I like wacky competitions - the World Beard and Moustache Competition was my favorite. Here's a sport for donkeys and mules, sort of a reverse limbo.

I don't think I'd want my donkey Jethro to see this. It would make escape from my humble fences at home much more likely.

Coon Jumping

"Coon jumping is an event unique to Long Ears. The event originated from night time coon hunters needing to move their pack strings over fenced fields. Many fences were of wire and could not be taken down as stone or wood can. Often the hunter would remove his coat and lay it down over the wire in order to "flag it" for his animals to see, then jump his mules over the fence one by one.

Let it be pointed out here that only donkeys and mules "Coon jump." Horses do not as it is physically impossible for them.

Unlike a horse show jumper ... coon jumpers must take the obstacle from a standing start.

... all Long Ears tend to crouch down on their hind legs, raise up their forelegs, then "rocket" over the jump.
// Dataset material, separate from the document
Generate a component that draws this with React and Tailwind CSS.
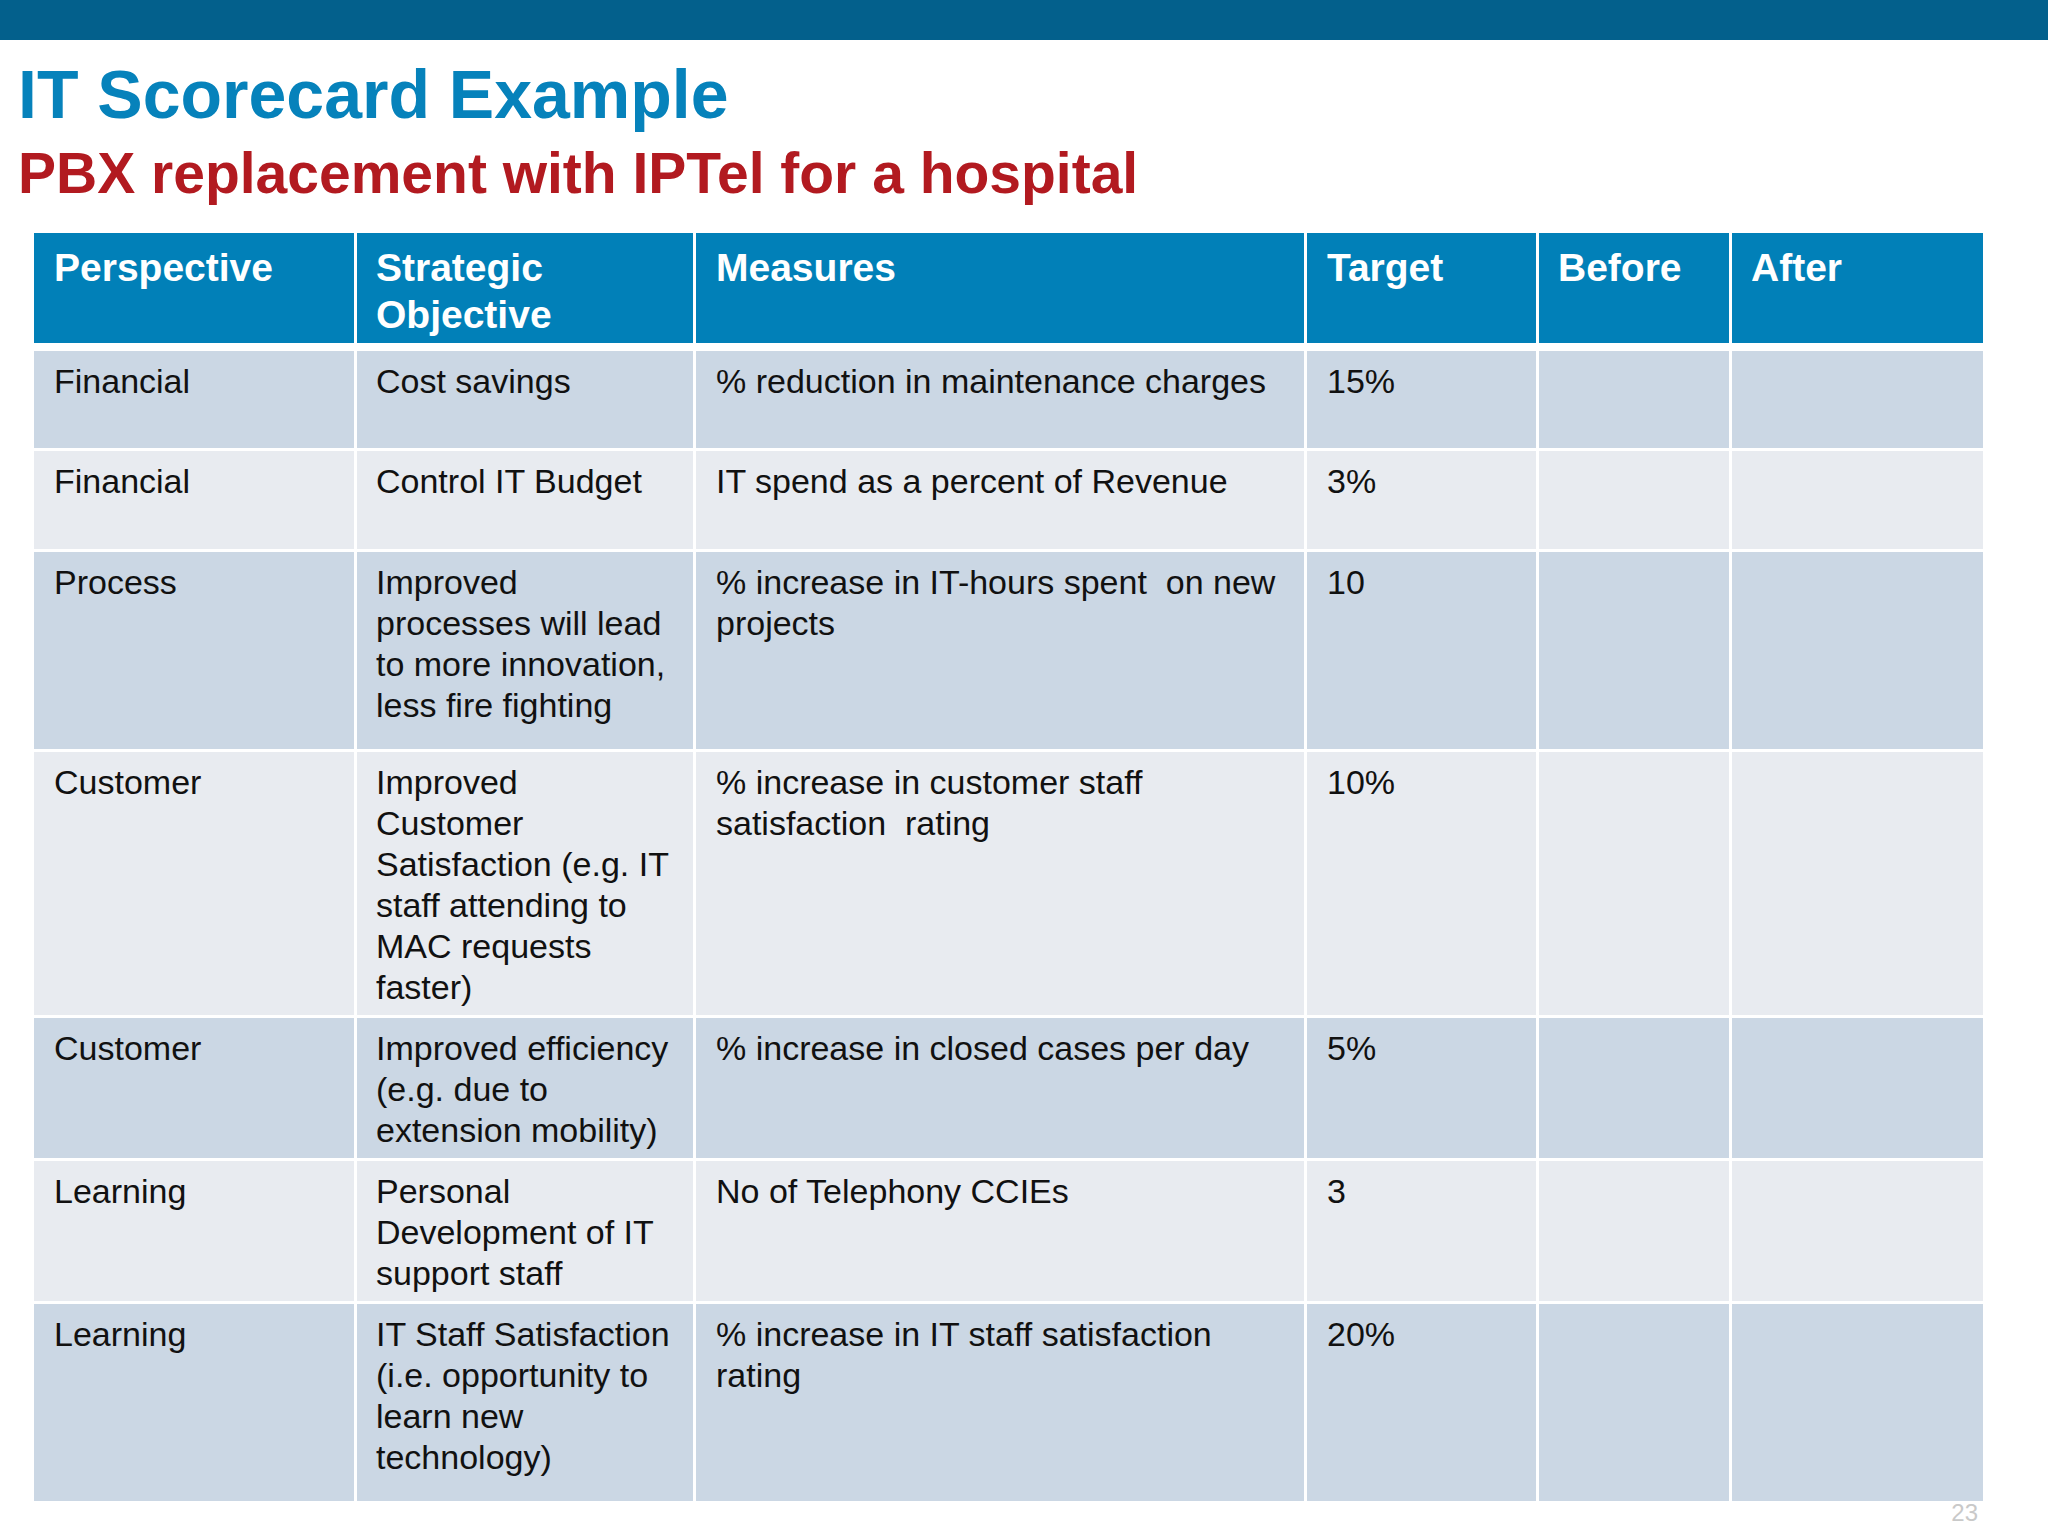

Some mules even like to "rev-up" with their forefeet, dancing until their springs are wound up tight, before catapulting themselves over the jump like a cat.

Often, Long Ear heads will go up as their bodies come down on the opposite side of the bar, reaching down with their forefeet while tucking up the hind ones.

First jump is of median chest height, continually raised after every round of jumps... Animal must pause inside box BEFORE jumping (there are no running starts allowed)... Loose animals/loss of control is automatic disqualification. Refusal to jump is also grounds for disqualification."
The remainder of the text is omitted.